* BEGIN SOURCE MATERIAL *

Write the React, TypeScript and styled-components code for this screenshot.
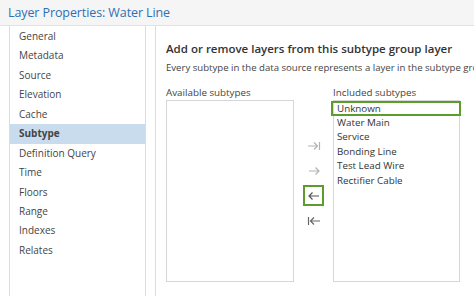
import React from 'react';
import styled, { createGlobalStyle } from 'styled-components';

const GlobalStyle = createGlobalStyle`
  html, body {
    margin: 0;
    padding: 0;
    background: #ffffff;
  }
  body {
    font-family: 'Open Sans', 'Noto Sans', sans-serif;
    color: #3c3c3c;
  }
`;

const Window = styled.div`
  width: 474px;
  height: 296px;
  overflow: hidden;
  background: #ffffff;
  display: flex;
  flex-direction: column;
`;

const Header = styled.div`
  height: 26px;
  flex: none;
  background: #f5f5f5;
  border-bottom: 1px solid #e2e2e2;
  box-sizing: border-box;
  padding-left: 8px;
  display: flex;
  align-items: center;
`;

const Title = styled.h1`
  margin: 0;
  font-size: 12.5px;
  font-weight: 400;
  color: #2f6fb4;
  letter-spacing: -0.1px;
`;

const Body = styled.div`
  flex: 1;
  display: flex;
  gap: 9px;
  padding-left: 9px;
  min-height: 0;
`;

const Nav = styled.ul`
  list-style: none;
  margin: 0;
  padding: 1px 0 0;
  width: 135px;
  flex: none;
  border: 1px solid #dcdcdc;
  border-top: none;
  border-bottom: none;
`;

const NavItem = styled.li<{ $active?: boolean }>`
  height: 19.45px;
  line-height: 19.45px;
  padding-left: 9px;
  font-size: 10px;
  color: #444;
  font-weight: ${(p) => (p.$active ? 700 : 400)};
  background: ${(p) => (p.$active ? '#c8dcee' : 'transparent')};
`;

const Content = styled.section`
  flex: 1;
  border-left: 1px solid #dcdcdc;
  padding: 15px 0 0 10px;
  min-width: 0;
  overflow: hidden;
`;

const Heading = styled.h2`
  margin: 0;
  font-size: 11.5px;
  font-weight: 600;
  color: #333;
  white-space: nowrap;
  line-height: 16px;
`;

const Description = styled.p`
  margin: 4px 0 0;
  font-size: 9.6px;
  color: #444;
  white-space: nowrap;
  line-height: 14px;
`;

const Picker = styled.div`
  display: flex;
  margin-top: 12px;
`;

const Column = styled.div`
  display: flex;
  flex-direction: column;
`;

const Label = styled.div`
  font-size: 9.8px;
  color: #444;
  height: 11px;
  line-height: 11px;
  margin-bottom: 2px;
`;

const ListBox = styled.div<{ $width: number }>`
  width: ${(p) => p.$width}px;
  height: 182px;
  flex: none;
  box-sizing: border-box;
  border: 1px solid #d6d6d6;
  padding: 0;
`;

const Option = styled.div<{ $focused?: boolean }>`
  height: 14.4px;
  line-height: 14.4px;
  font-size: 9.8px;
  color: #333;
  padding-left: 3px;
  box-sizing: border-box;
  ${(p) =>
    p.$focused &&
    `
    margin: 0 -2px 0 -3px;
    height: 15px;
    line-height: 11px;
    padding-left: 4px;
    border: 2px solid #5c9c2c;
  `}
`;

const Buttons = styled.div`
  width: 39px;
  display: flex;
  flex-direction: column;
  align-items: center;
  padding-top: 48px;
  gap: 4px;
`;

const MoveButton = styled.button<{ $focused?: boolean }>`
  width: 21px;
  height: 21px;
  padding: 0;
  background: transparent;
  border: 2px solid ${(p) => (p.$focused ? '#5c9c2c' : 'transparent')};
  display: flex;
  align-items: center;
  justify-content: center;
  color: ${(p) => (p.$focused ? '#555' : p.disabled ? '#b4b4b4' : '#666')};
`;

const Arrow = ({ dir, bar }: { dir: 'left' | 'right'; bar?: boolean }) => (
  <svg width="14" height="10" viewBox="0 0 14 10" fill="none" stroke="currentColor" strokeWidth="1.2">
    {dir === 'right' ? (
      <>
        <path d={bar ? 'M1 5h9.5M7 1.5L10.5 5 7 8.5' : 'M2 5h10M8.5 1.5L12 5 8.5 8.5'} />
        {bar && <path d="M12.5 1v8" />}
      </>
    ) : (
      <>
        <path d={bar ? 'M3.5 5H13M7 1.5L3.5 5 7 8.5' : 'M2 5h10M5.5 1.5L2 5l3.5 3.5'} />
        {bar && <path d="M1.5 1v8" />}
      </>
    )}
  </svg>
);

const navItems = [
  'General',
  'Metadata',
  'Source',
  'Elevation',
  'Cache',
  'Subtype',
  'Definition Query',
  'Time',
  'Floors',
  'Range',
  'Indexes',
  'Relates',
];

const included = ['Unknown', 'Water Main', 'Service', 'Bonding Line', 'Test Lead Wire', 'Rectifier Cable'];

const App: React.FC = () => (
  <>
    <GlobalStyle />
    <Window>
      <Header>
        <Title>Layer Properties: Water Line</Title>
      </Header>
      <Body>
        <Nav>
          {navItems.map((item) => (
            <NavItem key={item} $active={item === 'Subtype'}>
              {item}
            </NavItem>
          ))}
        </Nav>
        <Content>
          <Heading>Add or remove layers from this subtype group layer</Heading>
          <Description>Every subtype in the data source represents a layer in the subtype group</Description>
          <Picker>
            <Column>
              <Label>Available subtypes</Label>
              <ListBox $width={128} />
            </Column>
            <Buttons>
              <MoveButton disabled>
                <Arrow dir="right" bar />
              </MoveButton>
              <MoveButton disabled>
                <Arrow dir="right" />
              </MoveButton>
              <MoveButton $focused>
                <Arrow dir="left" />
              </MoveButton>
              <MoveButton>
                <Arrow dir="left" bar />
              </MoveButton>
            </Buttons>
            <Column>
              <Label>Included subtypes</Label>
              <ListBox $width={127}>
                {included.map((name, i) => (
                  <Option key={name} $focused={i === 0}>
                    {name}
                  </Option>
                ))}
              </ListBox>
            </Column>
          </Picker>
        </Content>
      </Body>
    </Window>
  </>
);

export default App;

* END SOURCE MATERIAL *

GOAL -> Extract every line of the data exactly; pictures stay out.

ANSWER FOR THIS EXERCISE ->
Write the React, TypeScript and styled-components code for this screenshot.
import React from 'react';
import styled, { createGlobalStyle } from 'styled-components';

const GlobalStyle = createGlobalStyle`
  html, body {
    margin: 0;
    padding: 0;
    background: #ffffff;
  }
  body {
    font-family: 'Open Sans', 'Noto Sans', sans-serif;
    color: #3c3c3c;
  }
`;

const Window = styled.div`
  width: 474px;
  height: 296px;
  overflow: hidden;
  background: #ffffff;
  display: flex;
  flex-direction: column;
`;

const Header = styled.div`
  height: 26px;
  flex: none;
  background: #f5f5f5;
  border-bottom: 1px solid #e2e2e2;
  box-sizing: border-box;
  padding-left: 8px;
  display: flex;
  align-items: center;
`;

const Title = styled.h1`
  margin: 0;
  font-size: 12.5px;
  font-weight: 400;
  color: #2f6fb4;
  letter-spacing: -0.1px;
`;

const Body = styled.div`
  flex: 1;
  display: flex;
  gap: 9px;
  padding-left: 9px;
  min-height: 0;
`;

const Nav = styled.ul`
  list-style: none;
  margin: 0;
  padding: 1px 0 0;
  width: 135px;
  flex: none;
  border: 1px solid #dcdcdc;
  border-top: none;
  border-bottom: none;
`;

const NavItem = styled.li<{ $active?: boolean }>`
  height: 19.45px;
  line-height: 19.45px;
  padding-left: 9px;
  font-size: 10px;
  color: #444;
  font-weight: ${(p) => (p.$active ? 700 : 400)};
  background: ${(p) => (p.$active ? '#c8dcee' : 'transparent')};
`;

const Content = styled.section`
  flex: 1;
  border-left: 1px solid #dcdcdc;
  padding: 15px 0 0 10px;
  min-width: 0;
  overflow: hidden;
`;

const Heading = styled.h2`
  margin: 0;
  font-size: 11.5px;
  font-weight: 600;
  color: #333;
  white-space: nowrap;
  line-height: 16px;
`;

const Description = styled.p`
  margin: 4px 0 0;
  font-size: 9.6px;
  color: #444;
  white-space: nowrap;
  line-height: 14px;
`;

const Picker = styled.div`
  display: flex;
  margin-top: 12px;
`;

const Column = styled.div`
  display: flex;
  flex-direction: column;
`;

const Label = styled.div`
  font-size: 9.8px;
  color: #444;
  height: 11px;
  line-height: 11px;
  margin-bottom: 2px;
`;

const ListBox = styled.div<{ $width: number }>`
  width: ${(p) => p.$width}px;
  height: 182px;
  flex: none;
  box-sizing: border-box;
  border: 1px solid #d6d6d6;
  padding: 0;
`;

const Option = styled.div<{ $focused?: boolean }>`
  height: 14.4px;
  line-height: 14.4px;
  font-size: 9.8px;
  color: #333;
  padding-left: 3px;
  box-sizing: border-box;
  ${(p) =>
    p.$focused &&
    `
    margin: 0 -2px 0 -3px;
    height: 15px;
    line-height: 11px;
    padding-left: 4px;
    border: 2px solid #5c9c2c;
  `}
`;

const Buttons = styled.div`
  width: 39px;
  display: flex;
  flex-direction: column;
  align-items: center;
  padding-top: 48px;
  gap: 4px;
`;

const MoveButton = styled.button<{ $focused?: boolean }>`
  width: 21px;
  height: 21px;
  padding: 0;
  background: transparent;
  border: 2px solid ${(p) => (p.$focused ? '#5c9c2c' : 'transparent')};
  display: flex;
  align-items: center;
  justify-content: center;
  color: ${(p) => (p.$focused ? '#555' : p.disabled ? '#b4b4b4' : '#666')};
`;

const Arrow = ({ dir, bar }: { dir: 'left' | 'right'; bar?: boolean }) => (
  <svg width="14" height="10" viewBox="0 0 14 10" fill="none" stroke="currentColor" strokeWidth="1.2">
    {dir === 'right' ? (
      <>
        <path d={bar ? 'M1 5h9.5M7 1.5L10.5 5 7 8.5' : 'M2 5h10M8.5 1.5L12 5 8.5 8.5'} />
        {bar && <path d="M12.5 1v8" />}
      </>
    ) : (
      <>
        <path d={bar ? 'M3.5 5H13M7 1.5L3.5 5 7 8.5' : 'M2 5h10M5.5 1.5L2 5l3.5 3.5'} />
        {bar && <path d="M1.5 1v8" />}
      </>
    )}
  </svg>
);

const navItems = [
  'General',
  'Metadata',
  'Source',
  'Elevation',
  'Cache',
  'Subtype',
  'Definition Query',
  'Time',
  'Floors',
  'Range',
  'Indexes',
  'Relates',
];

const included = ['Unknown', 'Water Main', 'Service', 'Bonding Line', 'Test Lead Wire', 'Rectifier Cable'];

const App: React.FC = () => (
  <>
    <GlobalStyle />
    <Window>
      <Header>
        <Title>Layer Properties: Water Line</Title>
      </Header>
      <Body>
        <Nav>
          {navItems.map((item) => (
            <NavItem key={item} $active={item === 'Subtype'}>
              {item}
            </NavItem>
          ))}
        </Nav>
        <Content>
          <Heading>Add or remove layers from this subtype group layer</Heading>
          <Description>Every subtype in the data source represents a layer in the subtype group</Description>
          <Picker>
            <Column>
              <Label>Available subtypes</Label>
              <ListBox $width={128} />
            </Column>
            <Buttons>
              <MoveButton disabled>
                <Arrow dir="right" bar />
              </MoveButton>
              <MoveButton disabled>
                <Arrow dir="right" />
              </MoveButton>
              <MoveButton $focused>
                <Arrow dir="left" />
              </MoveButton>
              <MoveButton>
                <Arrow dir="left" bar />
              </MoveButton>
            </Buttons>
            <Column>
              <Label>Included subtypes</Label>
              <ListBox $width={127}>
                {included.map((name, i) => (
                  <Option key={name} $focused={i === 0}>
                    {name}
                  </Option>
                ))}
              </ListBox>
            </Column>
          </Picker>
        </Content>
      </Body>
    </Window>
  </>
);

export default App;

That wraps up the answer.